══ DATA SHOWN ══

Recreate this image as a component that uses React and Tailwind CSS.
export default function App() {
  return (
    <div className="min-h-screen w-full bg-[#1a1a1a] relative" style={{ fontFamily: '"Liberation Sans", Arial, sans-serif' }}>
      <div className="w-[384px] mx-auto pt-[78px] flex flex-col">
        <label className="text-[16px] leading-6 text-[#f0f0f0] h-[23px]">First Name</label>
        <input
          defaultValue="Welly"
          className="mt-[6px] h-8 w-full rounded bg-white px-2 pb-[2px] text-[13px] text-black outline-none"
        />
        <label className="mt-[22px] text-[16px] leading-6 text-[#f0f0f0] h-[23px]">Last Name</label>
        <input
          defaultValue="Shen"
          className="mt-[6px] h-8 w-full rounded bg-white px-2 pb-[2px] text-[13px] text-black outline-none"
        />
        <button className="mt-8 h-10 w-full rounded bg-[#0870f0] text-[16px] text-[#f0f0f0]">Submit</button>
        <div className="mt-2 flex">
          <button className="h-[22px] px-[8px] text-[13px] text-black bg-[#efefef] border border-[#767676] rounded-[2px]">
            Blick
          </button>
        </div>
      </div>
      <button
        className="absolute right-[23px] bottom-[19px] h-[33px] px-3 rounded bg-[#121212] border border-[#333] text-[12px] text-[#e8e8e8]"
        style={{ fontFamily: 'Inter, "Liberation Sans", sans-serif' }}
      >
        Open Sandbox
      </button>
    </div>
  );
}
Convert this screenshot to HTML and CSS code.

═══

» TASK DETAILS
Your task is to retype all of the records exactly.

» IN RESPONSE
Recreate this image as a component that uses React and Tailwind CSS.
export default function App() {
  return (
    <div className="min-h-screen w-full bg-[#1a1a1a] relative" style={{ fontFamily: '"Liberation Sans", Arial, sans-serif' }}>
      <div className="w-[384px] mx-auto pt-[78px] flex flex-col">
        <label className="text-[16px] leading-6 text-[#f0f0f0] h-[23px]">First Name</label>
        <input
          defaultValue="Welly"
          className="mt-[6px] h-8 w-full rounded bg-white px-2 pb-[2px] text-[13px] text-black outline-none"
        />
        <label className="mt-[22px] text-[16px] leading-6 text-[#f0f0f0] h-[23px]">Last Name</label>
        <input
          defaultValue="Shen"
          className="mt-[6px] h-8 w-full rounded bg-white px-2 pb-[2px] text-[13px] text-black outline-none"
        />
        <button className="mt-8 h-10 w-full rounded bg-[#0870f0] text-[16px] text-[#f0f0f0]">Submit</button>
        <div className="mt-2 flex">
          <button className="h-[22px] px-[8px] text-[13px] text-black bg-[#efefef] border border-[#767676] rounded-[2px]">
            Blick
          </button>
        </div>
      </div>
      <button
        className="absolute right-[23px] bottom-[19px] h-[33px] px-3 rounded bg-[#121212] border border-[#333] text-[12px] text-[#e8e8e8]"
        style={{ fontFamily: 'Inter, "Liberation Sans", sans-serif' }}
      >
        Open Sandbox
      </button>
    </div>
  );
}
Convert this screenshot to HTML and CSS code.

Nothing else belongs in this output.